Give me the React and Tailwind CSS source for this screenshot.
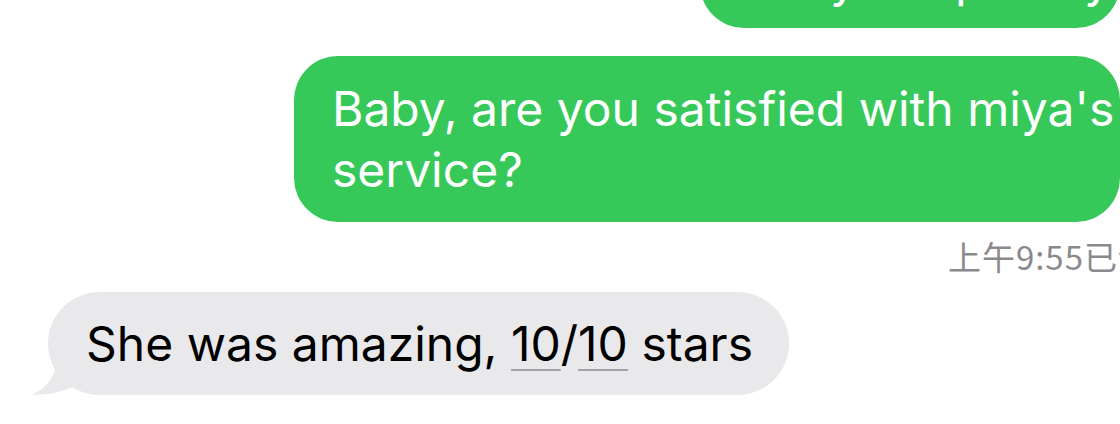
import React from 'react';

// iMessage thread, cropped
function Tail() {
  return (
    <svg className="absolute left-[-16px] bottom-0" width="60" height="46" viewBox="0 0 60 46">
      <path d="M26 0 C26 22 20 36 0 46 C18 46 34 42 44 36 L60 36 L60 0 Z" fill="#e9e9eb" />
    </svg>
  );
}

export default function App() {
  return (
    <div className="w-[1120px] h-[424px] overflow-hidden bg-white font-['Inter','Noto_Sans_CJK_SC',sans-serif]">
      {/* older outgoing message, mostly scrolled away */}
      <div className="flex justify-end -mt-[73px]">
        <div className="w-[420px] bg-[#36c95a] text-white text-[48px] leading-[61px] rounded-[44px] pl-[38px] pt-[22px] pb-[18px] whitespace-nowrap overflow-hidden">
          Are you up early today?
        </div>
      </div>

      <div className="flex justify-end mt-[28px]">
        <div className="w-[826px] bg-[#36c95a] text-white text-[48px] leading-[61px] rounded-[44px] pl-[38px] py-[22px] whitespace-nowrap">
          Baby, are you satisfied with miya's
          <br />
          service?
        </div>
      </div>

      <div className="flex justify-end mt-[14px] mr-[-32px]">
        <span className="text-[33px] leading-[40px] tracking-[1px] text-[#8a8a8e] font-['Noto_Sans_CJK_SC',sans-serif]">上午9:55已读</span>
      </div>

      <div className="flex mt-[16px] pl-[48px]">
        <div className="relative bg-[#e9e9eb] text-black text-[48px] leading-[61px] rounded-[52px] pl-[38px] pr-[36px] py-[21px] whitespace-nowrap">
          <Tail />
          <span className="relative">
            She was amazing,{' '}
            <span className="underline decoration-[#a3a3a7] decoration-2 underline-offset-[8px]">10</span>/
            <span className="underline decoration-[#a3a3a7] decoration-2 underline-offset-[8px]">10</span> stars
          </span>
        </div>
      </div>
    </div>
  );
}
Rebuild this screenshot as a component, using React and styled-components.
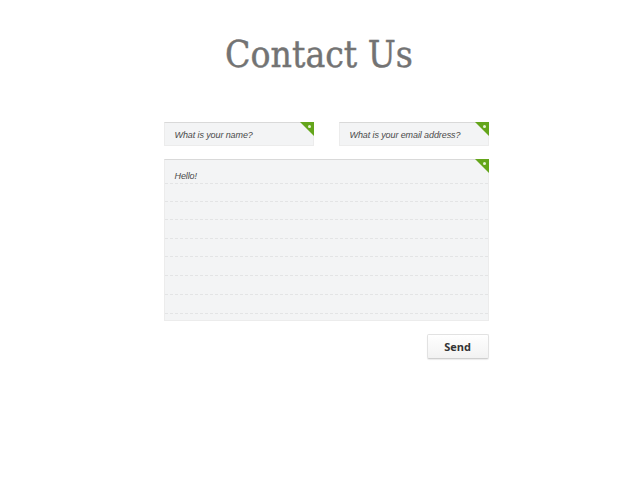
import React from "react";
import styled, { createGlobalStyle } from "styled-components";

const Global = createGlobalStyle`
  html, body { margin: 0; padding: 0; background: #fff; }
  body { font-family: "Liberation Sans", Arial, sans-serif; }
`;

const Page = styled.div`
  width: 638px;
  height: 479px;
  display: flex;
  flex-direction: column;
  align-items: center;
`;

const Title = styled.h1`
  margin: 32px 0 0;
  height: 45px;
  font-family: "DejaVu Serif Condensed", "DejaVu Serif", serif;
  font-stretch: condensed;
  font-weight: normal;
  font-size: 37px;
  line-height: 46px;
  color: #737373;
  -webkit-text-stroke: 0.4px #737373;
`;

const Form = styled.form`
  width: 325px;
  margin: 45px 0 0 14px;
  display: flex;
  flex-direction: column;
`;

const Row = styled.div`
  display: flex;
  justify-content: space-between;
`;

const Field = styled.div`
  position: relative;
  box-sizing: border-box;
  width: ${(p) => p.width || "150px"};
  height: ${(p) => p.height || "24px"};
  background: #f3f4f5;
  border: 1px solid #ececec;
  border-top-color: #d9d9d9;
  font-style: italic;
  font-size: 9px;
  letter-spacing: -0.1px;
  color: #4a4a4a;
  padding: 1px 10px 0;
  display: flex;
  flex-direction: column;
  justify-content: center;
`;

const Corner = styled.span`
  position: absolute;
  top: -1px;
  right: -1px;
  width: 0;
  height: 0;
  border-top: 14px solid #64a51b;
  border-left: 14px solid transparent;
  &::after {
    content: "";
    position: absolute;
    top: -11px;
    right: 3px;
    width: 3px;
    height: 3px;
    border-radius: 50%;
    background: #e8f3d8;
  }
`;

const Area = styled(Field)`
  margin-top: 13px;
  padding: 0;
  justify-content: flex-start;
`;

const Line = styled.div`
  box-sizing: border-box;
  height: ${(p) => p.h}px;
  border-bottom: 1px dashed #e3e4e5;
  padding: 0 0 2px 10px;
  display: flex;
  align-items: flex-end;
`;

const Actions = styled.div`
  display: flex;
  justify-content: flex-end;
  margin-top: 13px;
`;

const Button = styled.button`
  width: 62px;
  height: 25px;
  border: 1px solid #e2e2e2;
  border-bottom-color: #cfcfcf;
  background: linear-gradient(#ffffff, #f2f2f2);
  border-radius: 2px;
  font-family: "Open Sans", "Noto Sans", sans-serif;
  font-weight: bold;
  font-size: 11px;
  color: #333;
  padding: 0;
  box-shadow: 0 1px 1px rgba(0, 0, 0, 0.08);
`;

const lines = [24, 18, 18, 19, 18, 19, 19, 19];

export default function App() {
  return (
    <>
      <Global />
      <Page>
        <Title>Contact Us</Title>
        <Form>
          <Row>
            <Field>
              What is your name?
              <Corner />
            </Field>
            <Field>
              What is your email address?
              <Corner />
            </Field>
          </Row>
          <Area width="325px" height="162px">
            {lines.map((h, i) => (
              <Line key={i} h={h}>
                {i === 0 ? "Hello!" : ""}
              </Line>
            ))}
            <Corner />
          </Area>
          <Actions>
            <Button type="button">Send</Button>
          </Actions>
        </Form>
      </Page>
    </>
  );
}
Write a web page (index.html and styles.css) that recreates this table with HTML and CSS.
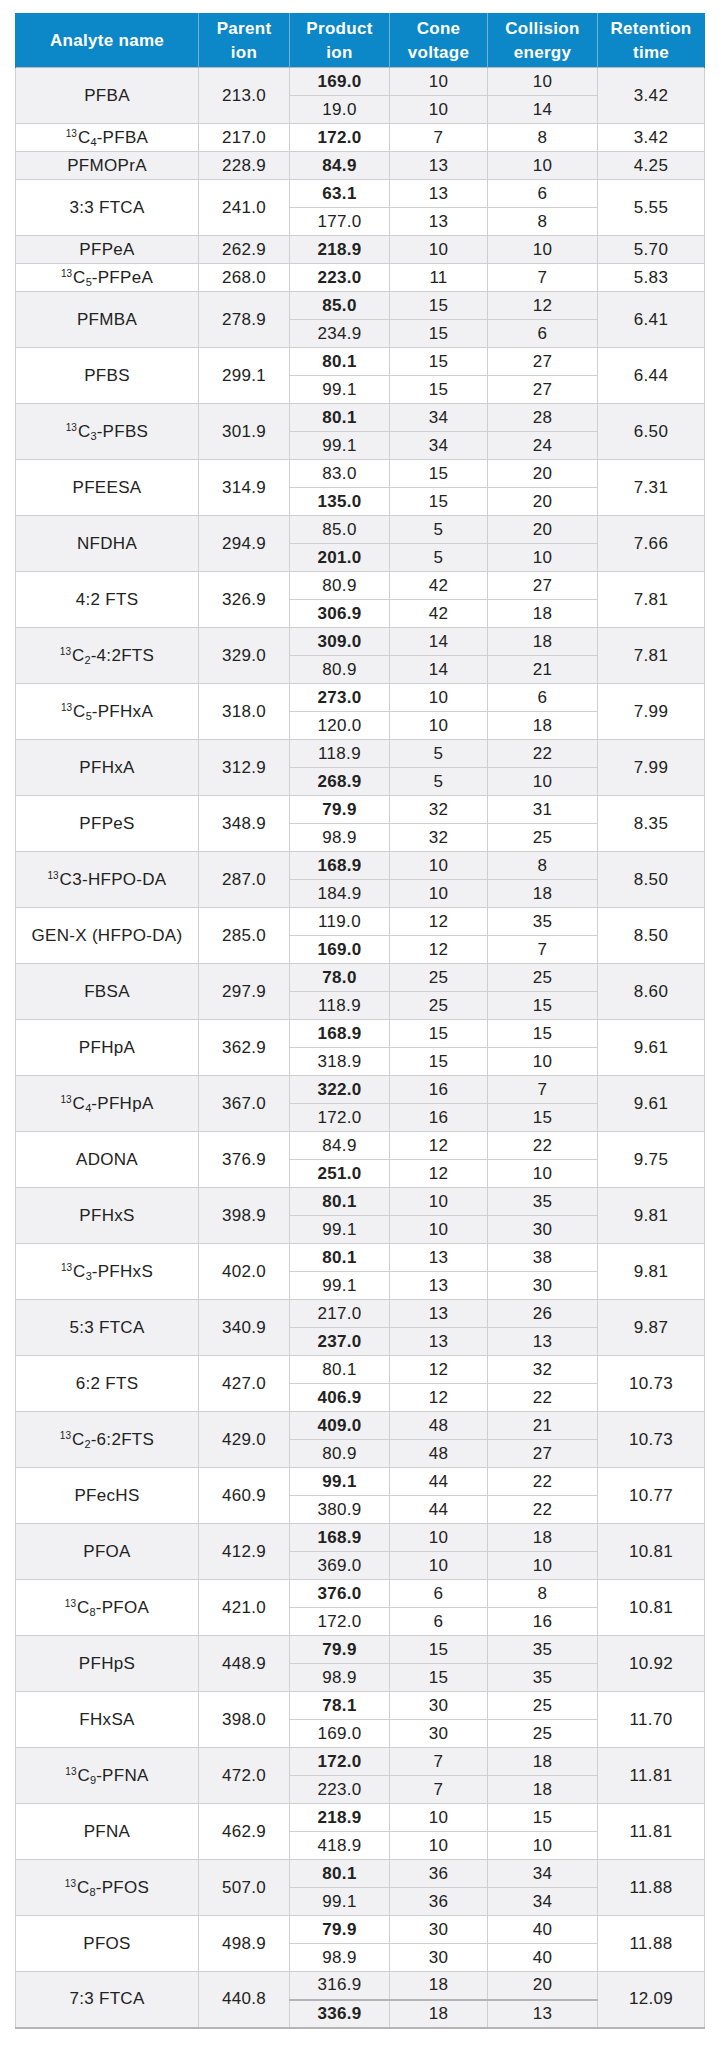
# # # # #
▸ TASK STATEMENT
Extract the full listing above verbatim; pictures are to be left out of the copy.

▸ FINAL RESULT
Give me the React and Tailwind CSS source for this screenshot.
import React from 'react';

// iMessage thread, cropped
function Tail() {
  return (
    <svg className="absolute left-[-16px] bottom-0" width="60" height="46" viewBox="0 0 60 46">
      <path d="M26 0 C26 22 20 36 0 46 C18 46 34 42 44 36 L60 36 L60 0 Z" fill="#e9e9eb" />
    </svg>
  );
}

export default function App() {
  return (
    <div className="w-[1120px] h-[424px] overflow-hidden bg-white font-['Inter','Noto_Sans_CJK_SC',sans-serif]">
      {/* older outgoing message, mostly scrolled away */}
      <div className="flex justify-end -mt-[73px]">
        <div className="w-[420px] bg-[#36c95a] text-white text-[48px] leading-[61px] rounded-[44px] pl-[38px] pt-[22px] pb-[18px] whitespace-nowrap overflow-hidden">
          Are you up early today?
        </div>
      </div>

      <div className="flex justify-end mt-[28px]">
        <div className="w-[826px] bg-[#36c95a] text-white text-[48px] leading-[61px] rounded-[44px] pl-[38px] py-[22px] whitespace-nowrap">
          Baby, are you satisfied with miya's
          <br />
          service?
        </div>
      </div>

      <div className="flex justify-end mt-[14px] mr-[-32px]">
        <span className="text-[33px] leading-[40px] tracking-[1px] text-[#8a8a8e] font-['Noto_Sans_CJK_SC',sans-serif]">上午9:55已读</span>
      </div>

      <div className="flex mt-[16px] pl-[48px]">
        <div className="relative bg-[#e9e9eb] text-black text-[48px] leading-[61px] rounded-[52px] pl-[38px] pr-[36px] py-[21px] whitespace-nowrap">
          <Tail />
          <span className="relative">
            She was amazing,{' '}
            <span className="underline decoration-[#a3a3a7] decoration-2 underline-offset-[8px]">10</span>/
            <span className="underline decoration-[#a3a3a7] decoration-2 underline-offset-[8px]">10</span> stars
          </span>
        </div>
      </div>
    </div>
  );
}
Rebuild this screenshot as a component, using React and styled-components.
import React from "react";
import styled, { createGlobalStyle } from "styled-components";

const Global = createGlobalStyle`
  html, body { margin: 0; padding: 0; background: #fff; }
  body { font-family: "Liberation Sans", Arial, sans-serif; }
`;

const Page = styled.div`
  width: 638px;
  height: 479px;
  display: flex;
  flex-direction: column;
  align-items: center;
`;

const Title = styled.h1`
  margin: 32px 0 0;
  height: 45px;
  font-family: "DejaVu Serif Condensed", "DejaVu Serif", serif;
  font-stretch: condensed;
  font-weight: normal;
  font-size: 37px;
  line-height: 46px;
  color: #737373;
  -webkit-text-stroke: 0.4px #737373;
`;

const Form = styled.form`
  width: 325px;
  margin: 45px 0 0 14px;
  display: flex;
  flex-direction: column;
`;

const Row = styled.div`
  display: flex;
  justify-content: space-between;
`;

const Field = styled.div`
  position: relative;
  box-sizing: border-box;
  width: ${(p) => p.width || "150px"};
  height: ${(p) => p.height || "24px"};
  background: #f3f4f5;
  border: 1px solid #ececec;
  border-top-color: #d9d9d9;
  font-style: italic;
  font-size: 9px;
  letter-spacing: -0.1px;
  color: #4a4a4a;
  padding: 1px 10px 0;
  display: flex;
  flex-direction: column;
  justify-content: center;
`;

const Corner = styled.span`
  position: absolute;
  top: -1px;
  right: -1px;
  width: 0;
  height: 0;
  border-top: 14px solid #64a51b;
  border-left: 14px solid transparent;
  &::after {
    content: "";
    position: absolute;
    top: -11px;
    right: 3px;
    width: 3px;
    height: 3px;
    border-radius: 50%;
    background: #e8f3d8;
  }
`;

const Area = styled(Field)`
  margin-top: 13px;
  padding: 0;
  justify-content: flex-start;
`;

const Line = styled.div`
  box-sizing: border-box;
  height: ${(p) => p.h}px;
  border-bottom: 1px dashed #e3e4e5;
  padding: 0 0 2px 10px;
  display: flex;
  align-items: flex-end;
`;

const Actions = styled.div`
  display: flex;
  justify-content: flex-end;
  margin-top: 13px;
`;

const Button = styled.button`
  width: 62px;
  height: 25px;
  border: 1px solid #e2e2e2;
  border-bottom-color: #cfcfcf;
  background: linear-gradient(#ffffff, #f2f2f2);
  border-radius: 2px;
  font-family: "Open Sans", "Noto Sans", sans-serif;
  font-weight: bold;
  font-size: 11px;
  color: #333;
  padding: 0;
  box-shadow: 0 1px 1px rgba(0, 0, 0, 0.08);
`;

const lines = [24, 18, 18, 19, 18, 19, 19, 19];

export default function App() {
  return (
    <>
      <Global />
      <Page>
        <Title>Contact Us</Title>
        <Form>
          <Row>
            <Field>
              What is your name?
              <Corner />
            </Field>
            <Field>
              What is your email address?
              <Corner />
            </Field>
          </Row>
          <Area width="325px" height="162px">
            {lines.map((h, i) => (
              <Line key={i} h={h}>
                {i === 0 ? "Hello!" : ""}
              </Line>
            ))}
            <Corner />
          </Area>
          <Actions>
            <Button type="button">Send</Button>
          </Actions>
        </Form>
      </Page>
    </>
  );
}
Write a web page (index.html and styles.css) that recreates this table with HTML and CSS.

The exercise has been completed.